-- BEGIN RAW DATA --
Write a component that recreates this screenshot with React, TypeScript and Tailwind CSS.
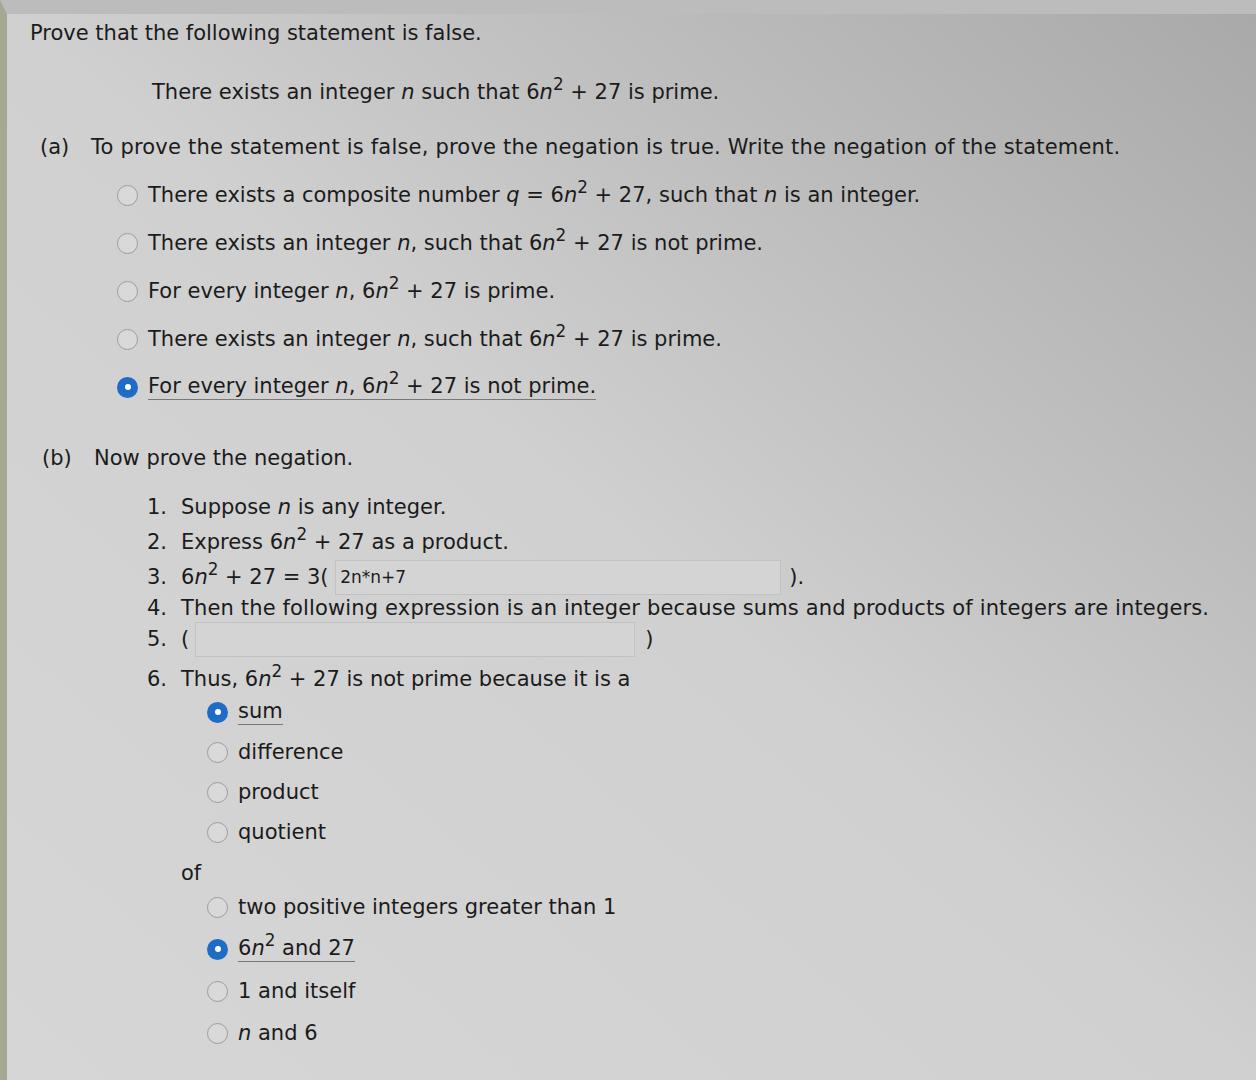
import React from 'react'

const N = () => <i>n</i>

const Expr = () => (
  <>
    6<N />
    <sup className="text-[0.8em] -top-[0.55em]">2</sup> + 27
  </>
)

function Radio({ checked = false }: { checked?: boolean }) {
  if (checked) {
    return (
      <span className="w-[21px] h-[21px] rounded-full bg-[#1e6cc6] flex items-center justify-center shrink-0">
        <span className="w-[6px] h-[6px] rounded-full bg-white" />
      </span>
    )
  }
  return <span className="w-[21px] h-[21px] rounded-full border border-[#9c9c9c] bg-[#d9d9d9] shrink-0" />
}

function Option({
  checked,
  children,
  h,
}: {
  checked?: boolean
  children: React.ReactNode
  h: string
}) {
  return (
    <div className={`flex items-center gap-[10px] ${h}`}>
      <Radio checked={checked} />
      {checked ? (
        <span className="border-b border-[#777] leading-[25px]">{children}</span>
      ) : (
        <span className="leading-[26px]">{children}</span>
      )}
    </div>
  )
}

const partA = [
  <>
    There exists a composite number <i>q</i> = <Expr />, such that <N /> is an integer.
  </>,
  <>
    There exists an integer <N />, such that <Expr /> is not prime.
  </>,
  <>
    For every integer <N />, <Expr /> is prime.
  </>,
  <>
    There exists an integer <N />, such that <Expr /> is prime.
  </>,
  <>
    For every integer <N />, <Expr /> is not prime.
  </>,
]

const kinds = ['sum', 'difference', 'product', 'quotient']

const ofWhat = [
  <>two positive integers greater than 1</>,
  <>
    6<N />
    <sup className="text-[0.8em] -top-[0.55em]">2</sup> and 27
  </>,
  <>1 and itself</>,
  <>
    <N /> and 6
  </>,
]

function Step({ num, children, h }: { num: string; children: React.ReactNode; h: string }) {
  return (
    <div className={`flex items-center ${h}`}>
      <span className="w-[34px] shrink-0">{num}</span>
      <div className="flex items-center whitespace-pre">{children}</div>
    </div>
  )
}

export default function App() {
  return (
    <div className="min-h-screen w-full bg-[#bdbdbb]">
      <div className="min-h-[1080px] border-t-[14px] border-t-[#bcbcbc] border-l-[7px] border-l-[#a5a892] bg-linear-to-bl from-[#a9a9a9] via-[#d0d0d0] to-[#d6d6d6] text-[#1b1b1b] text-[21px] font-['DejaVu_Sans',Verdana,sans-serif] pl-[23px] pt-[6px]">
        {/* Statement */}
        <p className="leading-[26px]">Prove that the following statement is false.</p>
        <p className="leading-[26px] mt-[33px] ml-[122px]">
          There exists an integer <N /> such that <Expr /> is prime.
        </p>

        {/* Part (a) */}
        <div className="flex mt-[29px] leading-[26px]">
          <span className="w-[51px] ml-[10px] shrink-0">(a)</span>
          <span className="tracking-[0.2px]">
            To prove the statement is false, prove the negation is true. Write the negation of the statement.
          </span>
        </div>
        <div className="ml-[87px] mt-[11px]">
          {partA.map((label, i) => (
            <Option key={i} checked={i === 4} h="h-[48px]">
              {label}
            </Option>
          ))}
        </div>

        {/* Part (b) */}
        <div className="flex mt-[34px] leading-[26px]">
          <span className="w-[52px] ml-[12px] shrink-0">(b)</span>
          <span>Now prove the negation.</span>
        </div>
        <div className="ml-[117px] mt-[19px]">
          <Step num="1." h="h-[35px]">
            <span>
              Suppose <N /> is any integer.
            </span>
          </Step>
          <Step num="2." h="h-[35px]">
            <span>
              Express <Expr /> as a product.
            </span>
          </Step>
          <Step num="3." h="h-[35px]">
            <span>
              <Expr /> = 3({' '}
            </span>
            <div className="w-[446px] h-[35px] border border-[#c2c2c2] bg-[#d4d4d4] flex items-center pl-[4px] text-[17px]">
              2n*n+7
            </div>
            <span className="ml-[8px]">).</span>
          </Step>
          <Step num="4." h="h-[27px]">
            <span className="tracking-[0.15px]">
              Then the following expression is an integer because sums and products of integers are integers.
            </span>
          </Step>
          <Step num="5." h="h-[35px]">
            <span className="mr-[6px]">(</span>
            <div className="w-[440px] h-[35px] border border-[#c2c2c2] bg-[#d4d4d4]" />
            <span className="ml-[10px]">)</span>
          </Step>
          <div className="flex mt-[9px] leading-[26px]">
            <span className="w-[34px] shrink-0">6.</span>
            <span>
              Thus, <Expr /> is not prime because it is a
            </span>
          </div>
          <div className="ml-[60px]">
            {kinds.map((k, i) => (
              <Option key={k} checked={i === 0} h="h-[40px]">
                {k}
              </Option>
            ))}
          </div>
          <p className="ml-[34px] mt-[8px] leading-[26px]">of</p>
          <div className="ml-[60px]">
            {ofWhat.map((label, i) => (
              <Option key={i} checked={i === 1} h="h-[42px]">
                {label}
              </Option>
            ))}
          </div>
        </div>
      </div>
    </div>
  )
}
-- END RAW DATA --
-- BEGIN RAW DATA --
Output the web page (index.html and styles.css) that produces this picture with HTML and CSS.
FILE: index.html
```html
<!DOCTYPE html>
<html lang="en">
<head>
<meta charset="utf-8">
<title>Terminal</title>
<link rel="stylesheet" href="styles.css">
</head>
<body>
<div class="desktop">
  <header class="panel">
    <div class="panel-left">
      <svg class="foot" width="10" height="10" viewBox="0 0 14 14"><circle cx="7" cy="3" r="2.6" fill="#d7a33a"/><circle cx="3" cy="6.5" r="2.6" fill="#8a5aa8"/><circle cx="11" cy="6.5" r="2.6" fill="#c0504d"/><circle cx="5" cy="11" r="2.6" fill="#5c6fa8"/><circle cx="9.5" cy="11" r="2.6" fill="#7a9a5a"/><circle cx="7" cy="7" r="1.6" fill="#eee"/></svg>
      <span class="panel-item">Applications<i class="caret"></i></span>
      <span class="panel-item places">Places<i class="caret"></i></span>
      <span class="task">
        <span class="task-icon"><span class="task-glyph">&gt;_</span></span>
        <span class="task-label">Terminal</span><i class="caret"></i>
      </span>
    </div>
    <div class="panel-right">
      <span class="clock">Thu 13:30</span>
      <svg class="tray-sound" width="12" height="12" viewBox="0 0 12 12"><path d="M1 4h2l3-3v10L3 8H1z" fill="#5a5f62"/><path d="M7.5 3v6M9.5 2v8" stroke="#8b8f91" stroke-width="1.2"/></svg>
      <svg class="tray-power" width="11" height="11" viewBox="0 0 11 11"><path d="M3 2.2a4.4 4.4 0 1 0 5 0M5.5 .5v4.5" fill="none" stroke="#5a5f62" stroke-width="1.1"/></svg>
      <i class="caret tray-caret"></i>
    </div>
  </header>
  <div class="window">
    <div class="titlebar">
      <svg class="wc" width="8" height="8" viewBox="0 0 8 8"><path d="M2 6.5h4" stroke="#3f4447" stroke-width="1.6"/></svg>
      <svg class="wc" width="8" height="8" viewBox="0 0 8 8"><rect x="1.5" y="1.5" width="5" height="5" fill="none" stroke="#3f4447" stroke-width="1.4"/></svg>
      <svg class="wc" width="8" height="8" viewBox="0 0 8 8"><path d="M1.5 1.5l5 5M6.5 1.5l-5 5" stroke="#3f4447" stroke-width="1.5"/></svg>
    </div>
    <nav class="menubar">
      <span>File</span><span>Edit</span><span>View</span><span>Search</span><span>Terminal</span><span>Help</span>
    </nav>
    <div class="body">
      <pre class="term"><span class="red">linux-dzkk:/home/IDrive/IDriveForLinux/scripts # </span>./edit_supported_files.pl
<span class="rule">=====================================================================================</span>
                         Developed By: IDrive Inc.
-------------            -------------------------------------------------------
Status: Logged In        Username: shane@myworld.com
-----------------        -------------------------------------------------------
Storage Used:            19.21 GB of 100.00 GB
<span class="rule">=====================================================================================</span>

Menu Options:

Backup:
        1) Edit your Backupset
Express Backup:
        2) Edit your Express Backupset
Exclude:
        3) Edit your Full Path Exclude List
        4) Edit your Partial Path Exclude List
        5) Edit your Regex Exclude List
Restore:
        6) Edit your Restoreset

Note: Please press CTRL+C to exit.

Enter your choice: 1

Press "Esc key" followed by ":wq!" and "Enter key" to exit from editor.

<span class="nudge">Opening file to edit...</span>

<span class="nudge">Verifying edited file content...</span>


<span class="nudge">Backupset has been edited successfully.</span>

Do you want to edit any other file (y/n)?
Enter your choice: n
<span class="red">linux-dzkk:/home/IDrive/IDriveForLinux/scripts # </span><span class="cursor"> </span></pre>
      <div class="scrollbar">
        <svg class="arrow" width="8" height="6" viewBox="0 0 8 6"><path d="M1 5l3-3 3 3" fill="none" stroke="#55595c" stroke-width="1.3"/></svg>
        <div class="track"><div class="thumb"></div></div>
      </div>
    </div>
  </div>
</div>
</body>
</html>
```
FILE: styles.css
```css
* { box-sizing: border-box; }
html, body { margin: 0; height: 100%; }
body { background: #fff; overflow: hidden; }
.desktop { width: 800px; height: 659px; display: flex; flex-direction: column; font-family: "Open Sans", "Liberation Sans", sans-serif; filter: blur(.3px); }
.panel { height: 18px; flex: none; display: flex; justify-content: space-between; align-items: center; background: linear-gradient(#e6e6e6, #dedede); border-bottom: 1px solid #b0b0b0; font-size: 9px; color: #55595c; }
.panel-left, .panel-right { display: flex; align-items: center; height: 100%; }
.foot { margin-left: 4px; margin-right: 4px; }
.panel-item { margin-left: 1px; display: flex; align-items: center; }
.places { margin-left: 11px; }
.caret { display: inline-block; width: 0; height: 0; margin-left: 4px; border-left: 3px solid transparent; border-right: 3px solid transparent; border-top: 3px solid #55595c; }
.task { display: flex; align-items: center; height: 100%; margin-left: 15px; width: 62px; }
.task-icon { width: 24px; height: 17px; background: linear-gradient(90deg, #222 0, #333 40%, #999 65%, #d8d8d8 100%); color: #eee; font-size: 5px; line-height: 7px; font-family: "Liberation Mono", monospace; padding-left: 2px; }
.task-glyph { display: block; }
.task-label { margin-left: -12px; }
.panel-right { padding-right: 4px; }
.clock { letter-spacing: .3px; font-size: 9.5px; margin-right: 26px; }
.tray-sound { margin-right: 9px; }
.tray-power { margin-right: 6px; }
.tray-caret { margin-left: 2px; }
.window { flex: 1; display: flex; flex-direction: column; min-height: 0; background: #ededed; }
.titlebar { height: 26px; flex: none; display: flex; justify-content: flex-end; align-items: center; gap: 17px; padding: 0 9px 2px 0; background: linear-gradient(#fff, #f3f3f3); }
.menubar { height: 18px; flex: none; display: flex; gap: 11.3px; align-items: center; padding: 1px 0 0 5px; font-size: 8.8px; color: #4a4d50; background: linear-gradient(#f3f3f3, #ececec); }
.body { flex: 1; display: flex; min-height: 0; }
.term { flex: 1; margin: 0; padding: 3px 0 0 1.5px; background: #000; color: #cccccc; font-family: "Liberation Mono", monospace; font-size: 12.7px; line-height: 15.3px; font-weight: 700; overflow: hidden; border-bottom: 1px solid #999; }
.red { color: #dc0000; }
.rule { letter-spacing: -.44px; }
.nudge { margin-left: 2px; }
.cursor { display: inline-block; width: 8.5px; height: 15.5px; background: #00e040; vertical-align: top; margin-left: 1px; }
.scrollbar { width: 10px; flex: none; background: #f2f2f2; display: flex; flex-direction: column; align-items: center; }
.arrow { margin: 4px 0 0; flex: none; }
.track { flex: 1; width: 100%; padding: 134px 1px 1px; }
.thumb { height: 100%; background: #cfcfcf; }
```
-- END RAW DATA --
-- BEGIN RAW DATA --
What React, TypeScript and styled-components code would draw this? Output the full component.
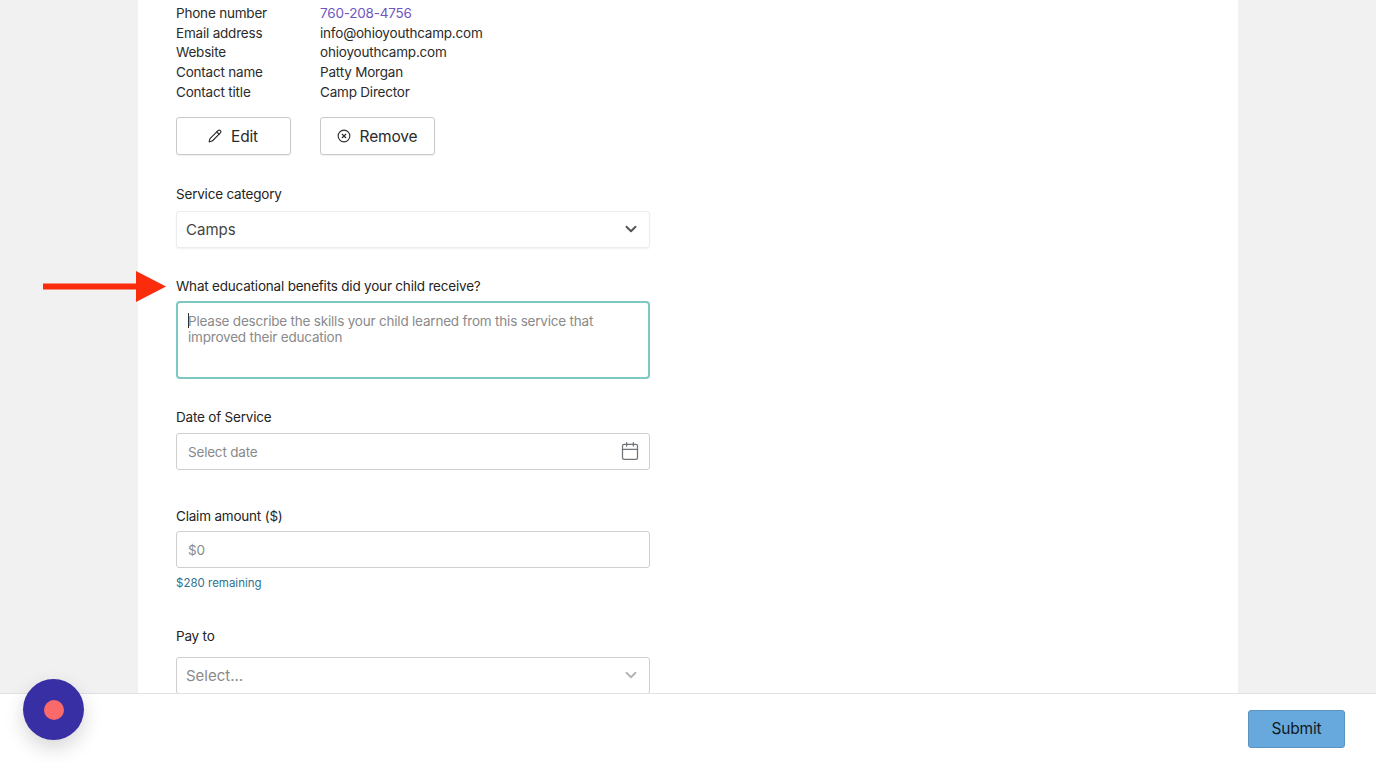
-- END RAW DATA --
REQUIREMENTS
Copy each line containing the word "that" from the data.

TASK RESPONSE
Write a component that recreates this screenshot with React, TypeScript and Tailwind CSS.
    There exists a composite number <i>q</i> = <Expr />, such that <N /> is an integer.
    There exists an integer <N />, such that <Expr /> is not prime.
    There exists an integer <N />, such that <Expr /> is prime.
        <p className="leading-[26px]">Prove that the following statement is false.</p>
          There exists an integer <N /> such that <Expr /> is prime.
Output the web page (index.html and styles.css) that produces this picture with HTML and CSS.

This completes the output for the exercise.